Die näheren Festlegungen zu Beginn und Ende der jeweiligen Umgänge sind dem – ausschließlich rechtlich motivierten – Umstand geschuldet, dass die hier getroffene Umgangsregelung bei allen Unwägbarkeiten hinsichtlich der Reisezeiten inhaltlich hinreichend bestimmt und eindeutig sein muss. Dabei war insbesondere sicherzustellen, dass A… nach Umgangsende jeweils noch genügend Zeit findet, wieder zuhause anzukommen und sich insbesondere auf den folgenden Schultag einzustellen.

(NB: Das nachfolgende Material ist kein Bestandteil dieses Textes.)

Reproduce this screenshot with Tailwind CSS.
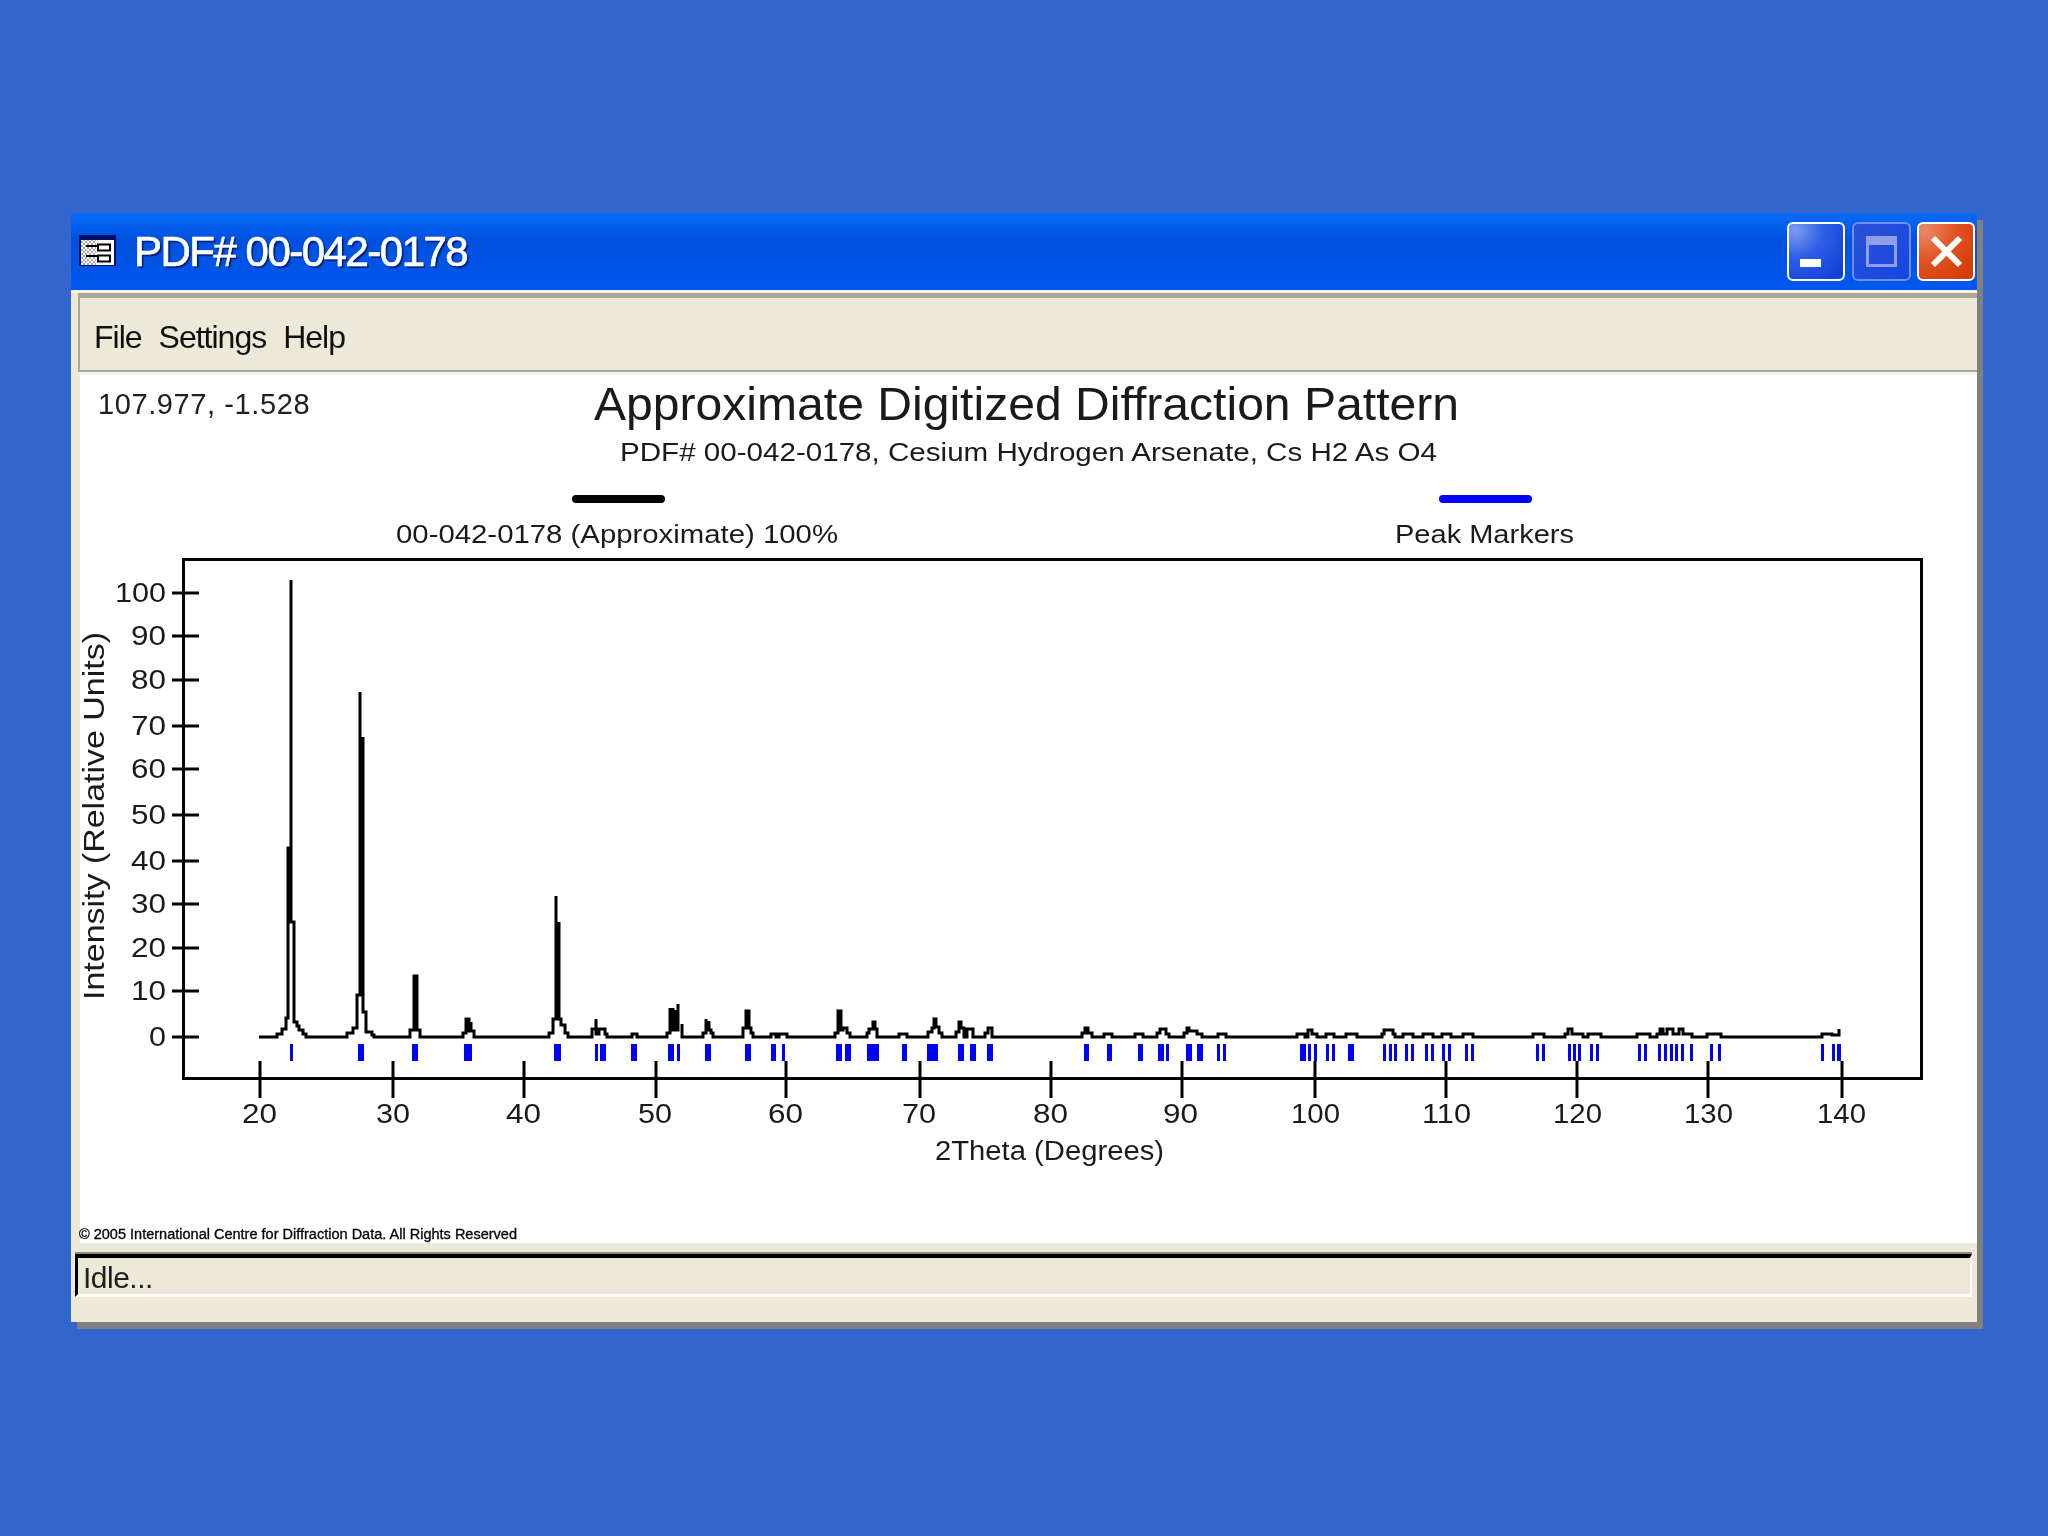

Der Senat weist mit der Aufnahme der Ziffer 2.3 schon in den Tenor der Entscheidung ausdrücklich darauf hin, dass es den Eltern selbstverständlich unbenommen bleibt, einvernehmlich zu abweichenden Umgangsregelungen zu gelangen, wenn ihnen das im Interesse ihrer gemeinsamen Tochter, die sie selbstverständlich besser kennen als der Senat und an deren weiterer Entwicklung sie allein teilhaben, angezeigt erscheint. Der Senat hat keinen Zweifel daran, dass die Eltern im Zuge einer geänderten Vereinbarung die Belange ihres Kindes berücksichtigen werden. Vielleicht bieten solche – mit Blick auf die räumliche Entfernung ohnehin unausweichlichen – Gespräche wenigstens mittelfristig die Grundlage für eine wieder verbesserte Kommunikations- und Kooperationsbereitschaft der Eltern insgesamt, die mit Blick auf die im Übrigen ja fortbestehende gemeinsame elterliche Sorge ohnehin geschaffen werden muss.

III.

Die Kostenentscheidung beruht auf § 81 Abs. 1 FamFG. Mit Blick darauf, dass die Beschwerde in ihrem Kern erfolglos geblieben ist, erscheint es sachgerecht, dass der Kindesvater zumindest die Gerichtskosten des Rechtsmittelverfahrens allein zu tragen hat.

Die Festsetzung des Beschwerdewertes folgt aus § 45 Abs. 1 Nr. 1 und Nr. 2 FamGKG.

Gründe für die Zulassung der Rechtsbeschwerde gemäß § 70 Abs. 2 FamFG liegen nicht vor.